There’s a lot of reasons why I don’t like the new Electronic Musician, recently merged with EQ magazine. The Profile section is many pages, covering musicians who I don’t know in styles I don’t listen to, and they’re almost all guys. I didn’t do a statistical survey, but in the October 2011 issue, there’s a 2-page picture feature of a woman guitarist with a paragraph of comment describing her band’s style. There are 4 women writers with short columns and one of the shortest features, and the editor is a woman. But the majority of features, technical articles, and gear coverage are by and about guys.
There’s less coverage of various musical styles. For bands I haven’t heard of, the writer may not give a genre label or description of their style, assuming you know. As a classical and sometimes electroacoustic musician I know I’m not they’re target audience, but the technical-digital audio half of my brain always got something out of reading the mag. I used to tear out insightful or technically interesting articles to save. Now, most of the short columns are less technical. When I’ve read the new mag, I’m done with it.

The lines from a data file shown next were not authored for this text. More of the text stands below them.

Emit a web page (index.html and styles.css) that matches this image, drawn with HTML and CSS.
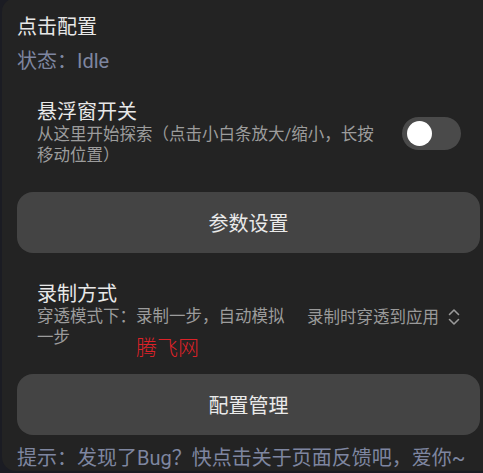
FILE: index.html
```html
<!DOCTYPE html>
<html lang="zh-CN">
<head>
    <meta charset="UTF-8">
    <meta name="viewport" content="width=device-width, initial-scale=1.0">
    <title>点击配置</title>
    <link rel="stylesheet" href="styles.css">
</head>
<body>

<div class="card">
    <h2 class="card-title">点击配置</h2>
    <div class="status">状态：Idle</div>

    <div class="setting-row row-float">
        <div class="setting-text">
            <div class="setting-name">悬浮窗开关</div>
            <div class="setting-desc">从这里开始探索（点击小白条放大/缩小，长按移动位置）</div>
        </div>
        <div class="switch">
            <div class="switch-knob"></div>
        </div>
    </div>

    <div class="big-button">参数设置</div>

    <div class="setting-row row-record">
        <div class="setting-text">
            <div class="setting-name">录制方式</div>
            <div class="setting-desc">穿透模式下：录制一步，自动模拟一步</div>
        </div>
        <div class="select">
            <span>录制时穿透到应用</span>
            <svg class="select-arrow" width="14" height="20" viewBox="0 0 14 20">
                <path d="M2.5 7.5 L7 3 L11.5 7.5 M2.5 12.5 L7 17 L11.5 12.5" fill="none" stroke="#9a9a9a" stroke-width="1.6" stroke-linecap="round" stroke-linejoin="round"/>
            </svg>
        </div>
        <div class="watermark">腾飞网</div>
    </div>

    <div class="big-button">配置管理</div>

    <div class="hint">提示：发现了Bug？快点击关于页面反馈吧，爱你~</div>
</div>

</body>
</html>
```

FILE: styles.css
```css
* {
    box-sizing: border-box;
}

html, body {
    margin: 0;
    height: 100%;
    overflow: hidden;
    background-color: #1b1c23;
    font-family: Roboto, "Noto Sans CJK SC", sans-serif;
}

.card {
    margin: -2px 0 0 2px;
    width: 493px;
    height: 473px;
    padding: 17px 15px 0 15px;
    background-color: #232323;
    border-radius: 14px;
    color: #e8e8e8;
}

.card-title {
    margin: 0;
    font-size: 20px;
    font-weight: normal;
    line-height: 24px;
}

.status {
    margin-top: 10px;
    font-size: 20px;
    line-height: 24px;
    color: #7e86a0;
}

.setting-row {
    position: relative;
    display: flex;
    align-items: center;
    padding: 0 19px 0 20px;
}

.row-float {
    margin-top: 27px;
    gap: 24px;
}

.row-record {
    margin-top: 29px;
    gap: 18px;
}

.setting-text {
    flex: 1;
}

.setting-name {
    font-size: 20px;
    line-height: 24px;
}

.setting-desc {
    font-size: 16.5px;
    line-height: 21px;
    color: #9c9c9c;
}

.switch {
    width: 59px;
    height: 33px;
    border-radius: 17px;
    background-color: #4a4a4a;
    display: flex;
    align-items: center;
    padding-left: 5px;
}

.switch-knob {
    width: 25px;
    height: 25px;
    border-radius: 50%;
    background-color: #ffffff;
}

.select {
    display: flex;
    align-items: center;
    gap: 8px;
    font-size: 16.5px;
    line-height: 21px;
    color: #9a9a9a;
    padding-top: 4px;
}

.select-arrow {
    display: block;
}

.big-button {
    height: 61px;
    margin-top: 26px;
    border-radius: 16px;
    background-color: #444444;
    display: flex;
    align-items: center;
    justify-content: center;
    font-size: 20px;
    color: #eaeaea;
}

.watermark {
    position: absolute;
    left: 119px;
    top: 54px;
    font-size: 21px;
    font-weight: 300;
    line-height: 24px;
    color: #dc2228;
}

.hint {
    margin-top: 10px;
    font-size: 20px;
    line-height: 26px;
    color: #7e86a0;
    white-space: nowrap;
}
```
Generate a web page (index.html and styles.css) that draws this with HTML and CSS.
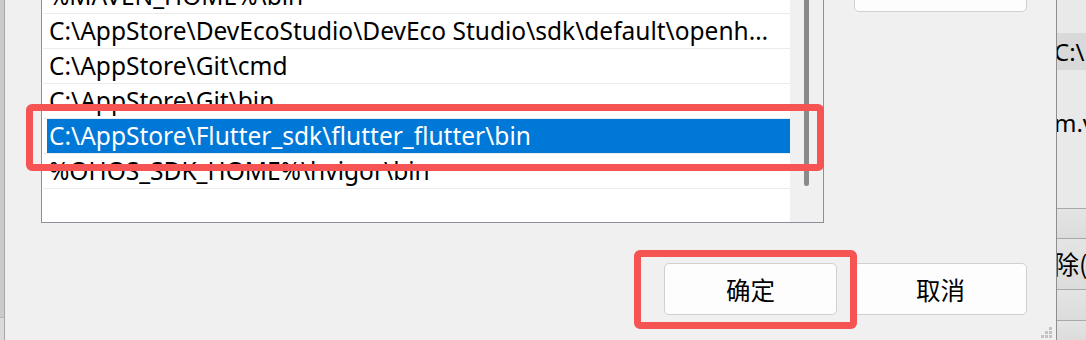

When I open the new EM to a random page, I always seem to get the profile pages, not the short one-pagers that used to give me new musical and production ideas — the profiles are half the magazine, after all. In October, there are 60 pages of intro and profiles, 20 pages of gear, 28 pages in the “Learn” section – tutorials and tips columns. Throughout, most of the right-hand pages are ads. I don’t like the pseudo-clever label “Lust” for the gear and software section. I don’t even like the wider size; it doesn’t fit in my magazine piles neatly. Kvetch, kvetch.
I did read the whole mag, and there’s still some value in it. I listened to clips on iTunes of the featured bands. I got a few ideas of things to try in the home studio, like checking out more of my own sample library and trying some loops – not my usual modus operandi. I liked the column on career-development collaboration, although it was refresher info, not new. Not enough value to make me forget the problems though.
I unsubscribed from Keyboard because they “went back to basics”, i.e. dumbed it down and there wasn’t that much interesting left. Now I’m not sure I want Electronic Musician either.